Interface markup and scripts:
● ● ● ●

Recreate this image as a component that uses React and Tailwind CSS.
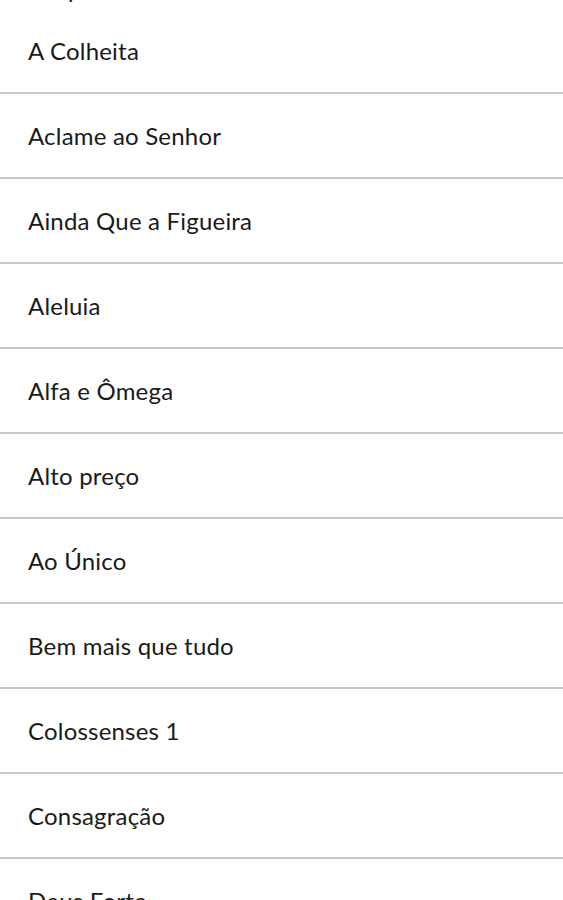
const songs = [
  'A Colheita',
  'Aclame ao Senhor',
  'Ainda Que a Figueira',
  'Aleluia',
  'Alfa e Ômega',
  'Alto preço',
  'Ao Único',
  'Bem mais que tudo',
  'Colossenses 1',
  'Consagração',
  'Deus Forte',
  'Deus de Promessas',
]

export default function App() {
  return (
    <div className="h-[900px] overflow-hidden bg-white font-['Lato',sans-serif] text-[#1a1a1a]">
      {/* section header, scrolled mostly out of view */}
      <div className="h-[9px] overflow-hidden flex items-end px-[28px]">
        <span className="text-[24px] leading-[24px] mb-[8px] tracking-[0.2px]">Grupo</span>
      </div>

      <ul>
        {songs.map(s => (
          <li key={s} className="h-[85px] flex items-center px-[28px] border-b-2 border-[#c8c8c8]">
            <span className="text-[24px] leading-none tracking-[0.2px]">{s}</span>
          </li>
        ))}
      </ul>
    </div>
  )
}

● ● ● ●

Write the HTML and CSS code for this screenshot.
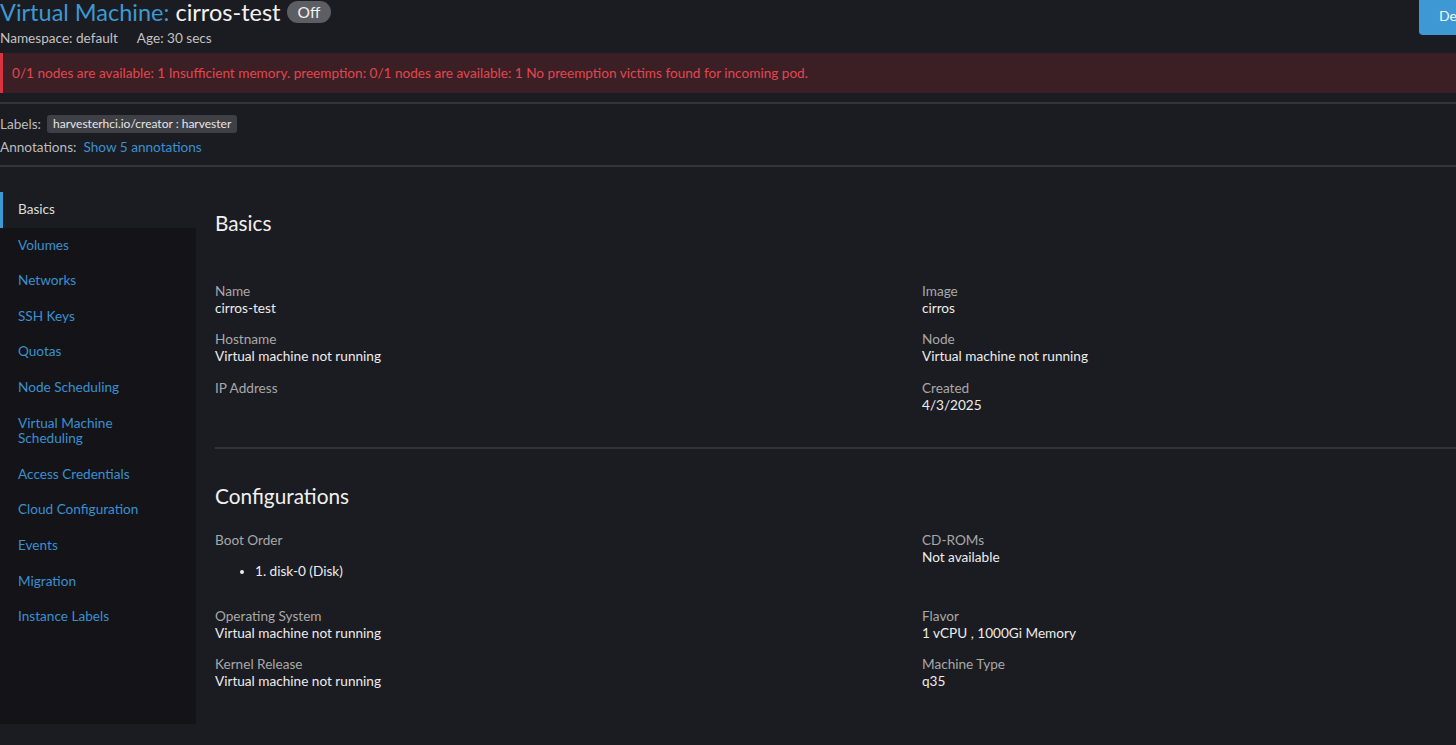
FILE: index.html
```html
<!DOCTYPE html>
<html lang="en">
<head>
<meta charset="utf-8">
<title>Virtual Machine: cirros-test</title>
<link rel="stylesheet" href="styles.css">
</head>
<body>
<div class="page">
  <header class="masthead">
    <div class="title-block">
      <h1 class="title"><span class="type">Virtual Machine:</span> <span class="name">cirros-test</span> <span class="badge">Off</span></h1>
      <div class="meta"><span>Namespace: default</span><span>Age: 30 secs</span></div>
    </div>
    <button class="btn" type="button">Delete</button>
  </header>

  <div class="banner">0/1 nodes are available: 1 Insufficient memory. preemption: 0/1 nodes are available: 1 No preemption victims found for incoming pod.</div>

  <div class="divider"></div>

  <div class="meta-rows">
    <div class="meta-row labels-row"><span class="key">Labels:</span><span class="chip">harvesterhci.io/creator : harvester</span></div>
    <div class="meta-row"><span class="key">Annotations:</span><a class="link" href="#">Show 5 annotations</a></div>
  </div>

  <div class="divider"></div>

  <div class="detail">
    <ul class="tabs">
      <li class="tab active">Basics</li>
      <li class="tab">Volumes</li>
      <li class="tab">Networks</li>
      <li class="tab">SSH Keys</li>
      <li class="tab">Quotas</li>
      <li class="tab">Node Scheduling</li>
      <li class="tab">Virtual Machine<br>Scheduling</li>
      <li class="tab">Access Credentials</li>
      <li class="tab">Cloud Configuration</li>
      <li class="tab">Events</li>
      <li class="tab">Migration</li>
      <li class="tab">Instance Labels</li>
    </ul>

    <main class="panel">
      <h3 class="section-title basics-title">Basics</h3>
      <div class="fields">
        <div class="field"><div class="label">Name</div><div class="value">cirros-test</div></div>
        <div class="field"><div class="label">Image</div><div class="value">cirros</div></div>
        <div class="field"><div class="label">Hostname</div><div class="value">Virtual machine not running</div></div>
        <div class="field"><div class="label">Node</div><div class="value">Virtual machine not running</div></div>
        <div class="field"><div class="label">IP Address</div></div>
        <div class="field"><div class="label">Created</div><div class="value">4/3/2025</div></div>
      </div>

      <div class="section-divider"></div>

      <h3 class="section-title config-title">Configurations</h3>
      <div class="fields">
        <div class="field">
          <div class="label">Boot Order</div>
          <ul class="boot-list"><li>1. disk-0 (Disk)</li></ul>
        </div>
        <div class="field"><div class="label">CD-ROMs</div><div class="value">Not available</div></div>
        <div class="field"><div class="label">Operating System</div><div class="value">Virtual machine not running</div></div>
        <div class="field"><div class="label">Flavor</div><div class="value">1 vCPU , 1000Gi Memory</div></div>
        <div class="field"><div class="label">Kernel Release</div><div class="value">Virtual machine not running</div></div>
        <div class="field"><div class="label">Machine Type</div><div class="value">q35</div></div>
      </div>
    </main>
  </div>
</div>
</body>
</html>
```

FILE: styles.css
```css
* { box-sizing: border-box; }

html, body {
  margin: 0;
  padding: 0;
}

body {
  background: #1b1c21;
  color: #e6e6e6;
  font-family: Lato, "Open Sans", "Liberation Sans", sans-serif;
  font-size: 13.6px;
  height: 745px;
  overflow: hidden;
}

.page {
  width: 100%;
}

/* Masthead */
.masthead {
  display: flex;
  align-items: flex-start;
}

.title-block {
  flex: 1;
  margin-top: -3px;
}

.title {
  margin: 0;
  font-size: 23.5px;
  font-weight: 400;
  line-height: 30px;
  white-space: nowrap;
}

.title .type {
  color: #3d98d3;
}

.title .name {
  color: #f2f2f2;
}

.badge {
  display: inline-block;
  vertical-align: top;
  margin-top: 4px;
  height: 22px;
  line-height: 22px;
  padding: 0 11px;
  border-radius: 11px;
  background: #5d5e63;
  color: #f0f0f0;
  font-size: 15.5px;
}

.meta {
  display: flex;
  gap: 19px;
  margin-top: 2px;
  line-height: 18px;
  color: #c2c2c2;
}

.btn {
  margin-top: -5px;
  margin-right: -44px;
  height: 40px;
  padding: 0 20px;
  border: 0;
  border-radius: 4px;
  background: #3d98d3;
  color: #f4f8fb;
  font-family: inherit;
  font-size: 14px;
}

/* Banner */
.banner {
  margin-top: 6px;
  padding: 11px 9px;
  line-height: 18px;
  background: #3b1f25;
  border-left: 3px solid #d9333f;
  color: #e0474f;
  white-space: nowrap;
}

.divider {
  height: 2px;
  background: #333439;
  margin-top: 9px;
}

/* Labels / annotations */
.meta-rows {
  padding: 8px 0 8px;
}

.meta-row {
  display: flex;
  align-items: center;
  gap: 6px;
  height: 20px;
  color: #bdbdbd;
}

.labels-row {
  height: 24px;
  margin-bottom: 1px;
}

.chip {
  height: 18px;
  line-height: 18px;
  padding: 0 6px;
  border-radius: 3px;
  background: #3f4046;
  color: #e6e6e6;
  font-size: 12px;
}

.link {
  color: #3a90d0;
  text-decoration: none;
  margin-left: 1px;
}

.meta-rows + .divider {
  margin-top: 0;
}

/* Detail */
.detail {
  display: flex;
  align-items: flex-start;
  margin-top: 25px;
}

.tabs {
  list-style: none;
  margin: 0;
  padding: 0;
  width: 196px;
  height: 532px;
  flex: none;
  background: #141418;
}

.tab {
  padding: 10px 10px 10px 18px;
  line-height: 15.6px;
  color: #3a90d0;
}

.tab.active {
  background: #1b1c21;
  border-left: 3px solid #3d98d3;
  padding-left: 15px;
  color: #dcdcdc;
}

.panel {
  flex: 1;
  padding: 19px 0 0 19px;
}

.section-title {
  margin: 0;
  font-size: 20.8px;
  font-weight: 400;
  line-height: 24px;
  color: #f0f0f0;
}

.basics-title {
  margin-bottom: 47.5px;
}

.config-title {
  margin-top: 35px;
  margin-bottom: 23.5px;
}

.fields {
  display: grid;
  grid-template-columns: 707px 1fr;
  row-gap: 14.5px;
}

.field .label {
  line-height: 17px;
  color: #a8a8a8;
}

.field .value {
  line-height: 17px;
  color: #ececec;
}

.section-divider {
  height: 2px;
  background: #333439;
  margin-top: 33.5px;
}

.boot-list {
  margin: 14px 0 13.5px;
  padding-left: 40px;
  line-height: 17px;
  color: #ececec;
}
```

● ● ● ●

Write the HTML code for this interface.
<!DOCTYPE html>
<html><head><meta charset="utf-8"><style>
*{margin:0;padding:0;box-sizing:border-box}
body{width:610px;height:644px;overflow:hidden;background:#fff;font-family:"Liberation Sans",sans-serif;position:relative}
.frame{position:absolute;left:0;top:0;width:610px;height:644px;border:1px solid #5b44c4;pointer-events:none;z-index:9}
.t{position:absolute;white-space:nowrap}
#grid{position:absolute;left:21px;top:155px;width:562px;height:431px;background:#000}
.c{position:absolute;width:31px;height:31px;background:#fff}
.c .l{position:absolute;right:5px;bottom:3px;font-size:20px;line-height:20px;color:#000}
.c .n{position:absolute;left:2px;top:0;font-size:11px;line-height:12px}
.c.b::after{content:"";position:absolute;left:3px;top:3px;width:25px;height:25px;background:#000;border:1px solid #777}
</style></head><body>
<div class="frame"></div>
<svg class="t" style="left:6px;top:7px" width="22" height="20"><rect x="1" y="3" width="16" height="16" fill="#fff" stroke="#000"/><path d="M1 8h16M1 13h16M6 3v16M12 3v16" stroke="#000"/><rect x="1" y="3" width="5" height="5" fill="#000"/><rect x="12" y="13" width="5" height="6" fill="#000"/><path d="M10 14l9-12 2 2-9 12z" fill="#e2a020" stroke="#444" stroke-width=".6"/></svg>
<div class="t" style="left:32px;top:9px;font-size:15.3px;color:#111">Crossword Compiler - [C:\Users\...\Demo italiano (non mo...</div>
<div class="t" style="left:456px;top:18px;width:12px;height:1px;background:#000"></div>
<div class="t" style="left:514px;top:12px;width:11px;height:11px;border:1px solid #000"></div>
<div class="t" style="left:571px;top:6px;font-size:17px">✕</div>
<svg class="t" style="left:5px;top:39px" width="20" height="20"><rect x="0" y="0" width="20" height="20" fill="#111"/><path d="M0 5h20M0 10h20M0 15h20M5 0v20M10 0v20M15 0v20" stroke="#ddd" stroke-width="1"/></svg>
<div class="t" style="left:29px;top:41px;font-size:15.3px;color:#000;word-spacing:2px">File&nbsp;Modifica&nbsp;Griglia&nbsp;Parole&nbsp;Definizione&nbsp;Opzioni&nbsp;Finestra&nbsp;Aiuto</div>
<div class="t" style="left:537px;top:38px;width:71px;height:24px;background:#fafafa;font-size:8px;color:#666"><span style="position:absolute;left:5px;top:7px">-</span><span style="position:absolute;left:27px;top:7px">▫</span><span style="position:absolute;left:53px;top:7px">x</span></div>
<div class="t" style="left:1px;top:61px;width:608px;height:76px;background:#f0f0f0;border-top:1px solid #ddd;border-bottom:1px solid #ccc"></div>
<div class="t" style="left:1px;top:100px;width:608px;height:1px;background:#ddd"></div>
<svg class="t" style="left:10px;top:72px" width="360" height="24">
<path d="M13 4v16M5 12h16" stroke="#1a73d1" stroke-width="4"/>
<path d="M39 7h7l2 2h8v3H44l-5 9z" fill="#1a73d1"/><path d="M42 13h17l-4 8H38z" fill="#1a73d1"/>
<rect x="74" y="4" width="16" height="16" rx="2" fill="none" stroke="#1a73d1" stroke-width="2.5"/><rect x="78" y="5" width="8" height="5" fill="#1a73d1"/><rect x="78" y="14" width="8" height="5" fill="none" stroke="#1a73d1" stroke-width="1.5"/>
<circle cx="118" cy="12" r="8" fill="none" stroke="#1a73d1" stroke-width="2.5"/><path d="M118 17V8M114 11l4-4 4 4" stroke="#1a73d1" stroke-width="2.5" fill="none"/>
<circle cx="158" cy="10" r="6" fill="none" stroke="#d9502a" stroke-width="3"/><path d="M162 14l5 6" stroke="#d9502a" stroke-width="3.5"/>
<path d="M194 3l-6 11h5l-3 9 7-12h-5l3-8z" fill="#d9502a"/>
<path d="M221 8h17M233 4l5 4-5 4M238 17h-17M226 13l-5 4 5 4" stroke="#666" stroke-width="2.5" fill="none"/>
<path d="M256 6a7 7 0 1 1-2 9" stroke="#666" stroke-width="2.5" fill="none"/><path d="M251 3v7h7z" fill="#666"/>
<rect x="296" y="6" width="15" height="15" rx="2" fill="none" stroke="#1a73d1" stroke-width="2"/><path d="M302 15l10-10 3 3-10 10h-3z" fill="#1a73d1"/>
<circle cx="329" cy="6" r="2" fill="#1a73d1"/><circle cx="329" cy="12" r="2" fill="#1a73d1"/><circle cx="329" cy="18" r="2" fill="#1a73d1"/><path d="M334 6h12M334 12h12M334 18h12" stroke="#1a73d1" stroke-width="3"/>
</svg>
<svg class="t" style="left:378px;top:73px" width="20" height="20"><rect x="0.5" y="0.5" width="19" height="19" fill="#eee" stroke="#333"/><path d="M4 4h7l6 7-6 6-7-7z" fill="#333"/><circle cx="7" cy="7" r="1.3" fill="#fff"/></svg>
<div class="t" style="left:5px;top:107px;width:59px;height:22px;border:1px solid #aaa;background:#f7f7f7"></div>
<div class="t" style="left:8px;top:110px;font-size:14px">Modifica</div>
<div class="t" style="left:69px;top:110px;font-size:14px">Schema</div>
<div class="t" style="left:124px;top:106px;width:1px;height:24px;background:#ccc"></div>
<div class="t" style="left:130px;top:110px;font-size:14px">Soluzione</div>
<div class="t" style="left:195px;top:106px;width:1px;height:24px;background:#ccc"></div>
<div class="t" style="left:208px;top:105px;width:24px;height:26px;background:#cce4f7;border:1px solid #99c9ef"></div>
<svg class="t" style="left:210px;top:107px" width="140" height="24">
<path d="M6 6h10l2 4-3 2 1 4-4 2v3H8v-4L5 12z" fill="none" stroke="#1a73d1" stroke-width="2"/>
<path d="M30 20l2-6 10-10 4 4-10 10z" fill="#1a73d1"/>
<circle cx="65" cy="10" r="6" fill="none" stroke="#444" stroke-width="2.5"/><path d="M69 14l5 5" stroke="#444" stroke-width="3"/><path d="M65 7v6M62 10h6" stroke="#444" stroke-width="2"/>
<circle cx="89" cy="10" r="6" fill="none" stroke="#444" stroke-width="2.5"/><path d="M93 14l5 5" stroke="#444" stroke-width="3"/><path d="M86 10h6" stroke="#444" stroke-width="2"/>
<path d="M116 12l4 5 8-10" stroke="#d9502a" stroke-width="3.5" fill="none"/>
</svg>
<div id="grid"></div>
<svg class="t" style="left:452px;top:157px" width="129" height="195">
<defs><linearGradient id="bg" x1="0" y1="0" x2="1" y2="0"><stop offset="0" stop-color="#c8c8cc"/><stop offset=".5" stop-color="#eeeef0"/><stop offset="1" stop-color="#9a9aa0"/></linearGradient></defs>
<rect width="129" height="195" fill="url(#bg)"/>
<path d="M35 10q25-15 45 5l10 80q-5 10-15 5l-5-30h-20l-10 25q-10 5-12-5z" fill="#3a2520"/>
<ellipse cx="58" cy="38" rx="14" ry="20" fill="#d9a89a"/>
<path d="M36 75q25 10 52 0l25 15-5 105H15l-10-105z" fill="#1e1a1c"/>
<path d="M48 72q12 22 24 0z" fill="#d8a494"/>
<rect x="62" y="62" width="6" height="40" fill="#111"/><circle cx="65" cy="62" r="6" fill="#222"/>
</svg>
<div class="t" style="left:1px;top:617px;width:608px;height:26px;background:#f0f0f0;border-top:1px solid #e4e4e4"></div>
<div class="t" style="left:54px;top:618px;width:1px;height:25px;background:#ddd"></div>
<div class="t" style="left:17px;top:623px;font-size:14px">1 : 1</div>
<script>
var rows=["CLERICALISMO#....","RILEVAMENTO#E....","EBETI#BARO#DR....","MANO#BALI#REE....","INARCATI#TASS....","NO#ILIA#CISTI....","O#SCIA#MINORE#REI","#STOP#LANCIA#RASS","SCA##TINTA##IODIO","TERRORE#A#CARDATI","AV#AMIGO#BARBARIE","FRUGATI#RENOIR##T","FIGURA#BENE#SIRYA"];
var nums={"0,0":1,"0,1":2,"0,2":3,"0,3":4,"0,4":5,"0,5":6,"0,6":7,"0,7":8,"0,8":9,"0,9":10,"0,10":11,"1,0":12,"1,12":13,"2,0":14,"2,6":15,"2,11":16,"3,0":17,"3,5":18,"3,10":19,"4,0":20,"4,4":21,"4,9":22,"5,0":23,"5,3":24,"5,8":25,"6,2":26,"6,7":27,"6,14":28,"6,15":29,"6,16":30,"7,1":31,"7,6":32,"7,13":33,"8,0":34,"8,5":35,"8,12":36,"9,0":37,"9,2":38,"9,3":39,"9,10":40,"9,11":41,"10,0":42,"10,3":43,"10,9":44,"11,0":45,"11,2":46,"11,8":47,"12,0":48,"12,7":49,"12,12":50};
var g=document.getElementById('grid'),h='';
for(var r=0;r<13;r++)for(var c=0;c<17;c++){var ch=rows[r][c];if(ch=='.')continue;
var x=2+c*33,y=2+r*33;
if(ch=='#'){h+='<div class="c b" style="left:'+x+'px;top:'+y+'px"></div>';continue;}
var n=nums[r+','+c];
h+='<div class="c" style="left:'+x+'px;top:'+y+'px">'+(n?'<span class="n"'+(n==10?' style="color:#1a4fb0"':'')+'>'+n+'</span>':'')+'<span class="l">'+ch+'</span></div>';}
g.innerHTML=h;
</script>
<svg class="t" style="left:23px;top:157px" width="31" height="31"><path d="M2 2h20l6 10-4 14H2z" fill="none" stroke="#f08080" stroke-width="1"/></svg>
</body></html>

● ● ● ●

→ Written request
Reproduce each line from the records that contains the word "code".

→ Response
Write the HTML and CSS code for this screenshot.
Write the HTML code for this interface.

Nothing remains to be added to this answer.